For a more honest picture over time, use the cAdvisor metric container_memory_working_set_bytes in your Prometheus stack. That’s what the kernel actually considers “in use” and what triggers OOMKill, not the misleading container_memory_usage_bytes (which includes reclaimable cache).

A common surprise: kubectl top shows 80 Mi but Prometheus shows 200 Mi working set. The difference is page cache from disk reads. If your service does a lot of file I/O, working set is what matters for the OOM killer.

Distroless debugging without baking a shell

The downside of distroless/static: no shell, can’t kubectl exec -it pod -- sh. The fix is ephemeral debug containers (Kubernetes 1.25+):

kubectl debug -it my-pod --image=busybox --target=my-container

This attaches a busybox container that shares the target’s process namespace. You can ps aux, look at /proc/<pid>/, run netstat, all without the production image carrying any of those tools. The pod terminates the debug container when you exit, and the production image stays minimal.

Minimal scratch example

For the absolute smallest image, Go binary on scratch:

# syntax=docker/dockerfile:1.6
FROM golang:1.22-alpine AS build
WORKDIR /src
COPY go.mod go.sum ./
RUN go mod download
COPY . .
RUN CGO_ENABLED=0 go build -ldflags="-s -w" -trimpath -o /app ./cmd/app

FROM scratch
COPY --from=build /app /app
COPY --from=build /etc/ssl/certs/ca-certificates.crt /etc/ssl/certs/
ENTRYPOINT ["/app"]

That’s it. ~12 MB total. The CA certs line matters if your app makes outbound HTTPS calls — without it, every TLS handshake fails with “certificate signed by unknown authority.” A common stumble.

Notes for non-Go runtimes

The principles port. The numbers don’t.

Rust — same idea as Go. Static MUSL build, distroless/static or scratch, similar 5–15 MB images.
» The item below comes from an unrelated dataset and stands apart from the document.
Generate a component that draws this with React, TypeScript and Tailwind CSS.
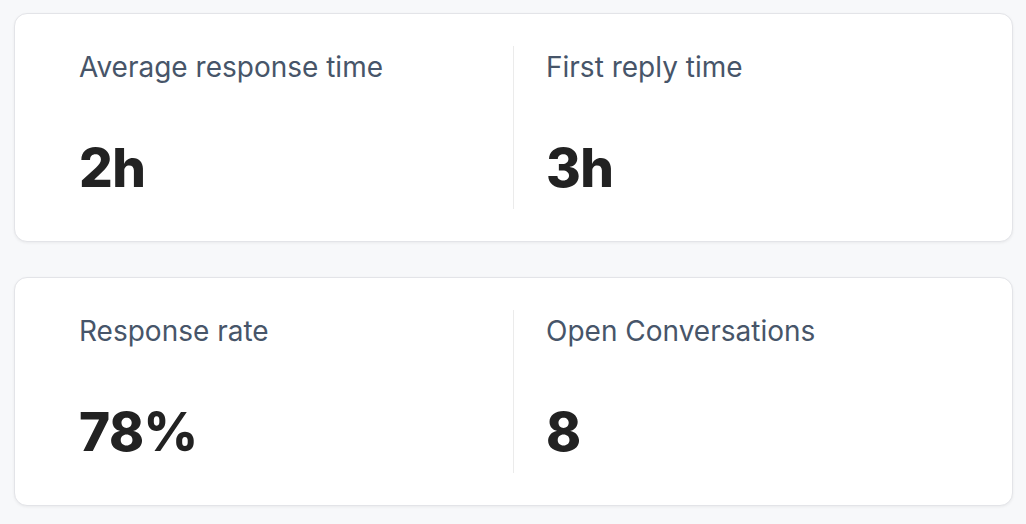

Build with cargo build --release --target x86_64-unknown-linux-musl. Strip with strip or cargo profile settings.

Java — the JVM is heavy. Two real options:

jlink to build a custom JRE with only the modules you need. Cuts a base JRE from 200 MB to 60–80 MB.
GraalVM native-image to compile to a static binary. 30–80 MB, low memory, slow build. Not every framework supports it well; Spring Boot does, but check your dependencies.

For a normal JVM app, set -XX:MaxRAMPercentage=75.0 (or similar) so the JVM respects the cgroup limit rather than the host’s RAM. Older JVMs (pre-10) need -XX:+UnlockExperimentalVMOptions -XX:+UseCGroupMemoryLimitForHeap instead.
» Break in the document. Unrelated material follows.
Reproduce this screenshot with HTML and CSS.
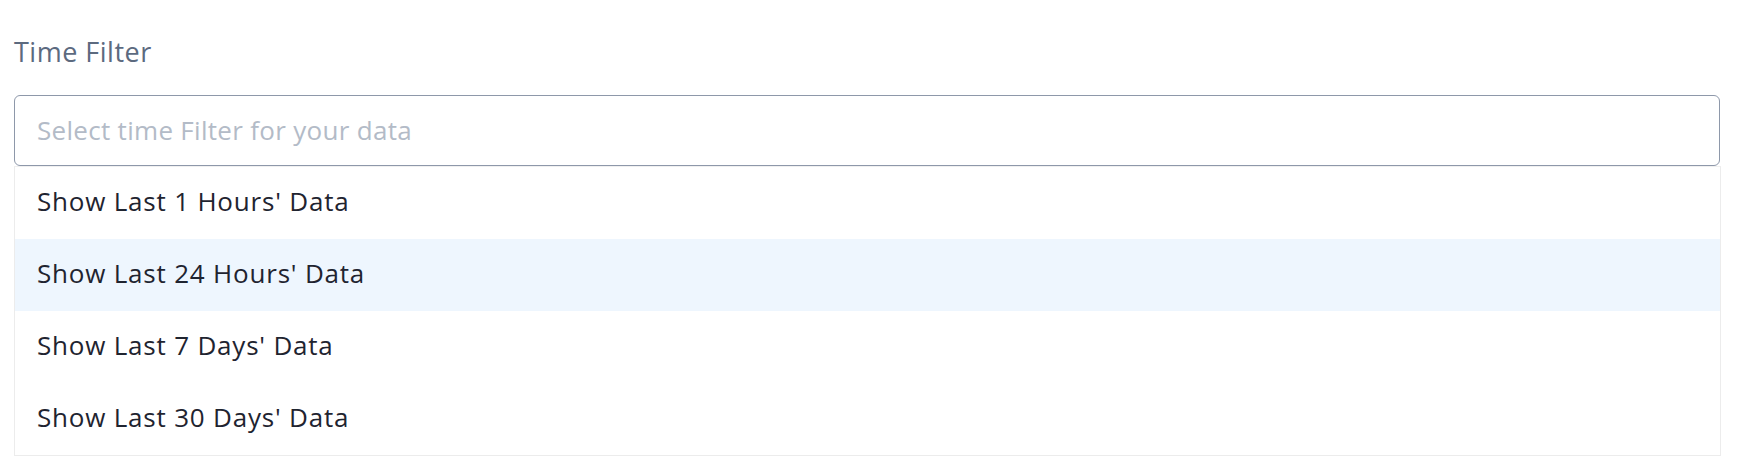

Python — the multi-stage trick is pip install in a builder, then copy /usr/local/lib/python3.x/site-packages and the binary into a runtime stage. Use python:3.12-slim (~50 MB) over python:3.12 (~1 GB). For pure-Python apps, distroless has gcr.io/distroless/python3-debian12. CPython itself is the floor on memory — expect 30–50 MB RSS minimum even for hello-world.
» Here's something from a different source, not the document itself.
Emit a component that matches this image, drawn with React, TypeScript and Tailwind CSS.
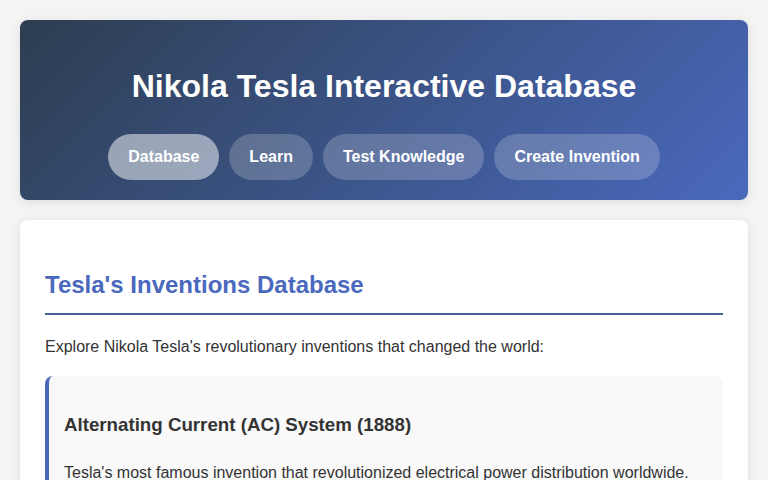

Node — node:20-alpine is around 50 MB, node:20-slim around 90 MB. Multi-stage with npm ci --omit=dev in the runtime stage gets you below 100 MB total for most apps. Node’s V8 will happily use more memory than your container limit by default; set --max-old-space-size=384 (in MB) for a 512 Mi container.

Quick reference

The cheatsheet I keep open in another tab when I’m Dockerfile-tuning:

GO IMAGE BUILD
  CGO_ENABLED=0           # static binary
  -ldflags="-s -w"        # strip symbols
  -trimpath               # reproducible paths
  scratch / distroless/static  # smallest runtime base
  COPY ca-certificates.crt     # if making HTTPS calls

DOCKERFILE HYGIENE
  multi-stage build       # always
  cache-friendly order    # deps before source
  --mount=type=cache      # BuildKit cache mounts
  .dockerignore           # before optimizing anything else
  no UPX                  # not worth it

GO RUNTIME IN K8S
  GOMEMLIMIT from limits.memory * 0.8
  go.uber.org/automaxprocs    # respect cpu limit
  resources.limits.memory > peak working set + 20%

K8S RESOURCES
  requests = typical usage
  limits   = peak + headroom
  cpu over-limit = throttle
  memory over-limit = OOMKilled
  measure with kubectl top + container_memory_working_set_bytes

DEBUGGING DISTROLESS
  kubectl debug -it pod --image=busybox --target=container

Wrapping up

The order I optimize in, when I take over a service with a 800 MB image and a pod that gets OOMKilled twice a day:

Add a .dockerignore and check the build context size. Often this alone fixes 50% of the problem.
Convert to multi-stage, move runtime to distroless or scratch.
Add GOMEMLIMIT from the downward API and automaxprocs. Memory behavior gets sane.
Look at actual memory usage in Prometheus over a week. Set requests to typical, limits to peak + 20%.
If it’s a JVM or Node app, tune the language’s memory flags to match the cgroup.

That sequence usually takes a service from “scary” to “boring” in a couple of afternoons. Boring is the goal. A boring container is one that pulls fast, starts fast, uses what it asked for, doesn’t die at 3 AM, and has nothing inside it that an attacker can use as a stepping stone.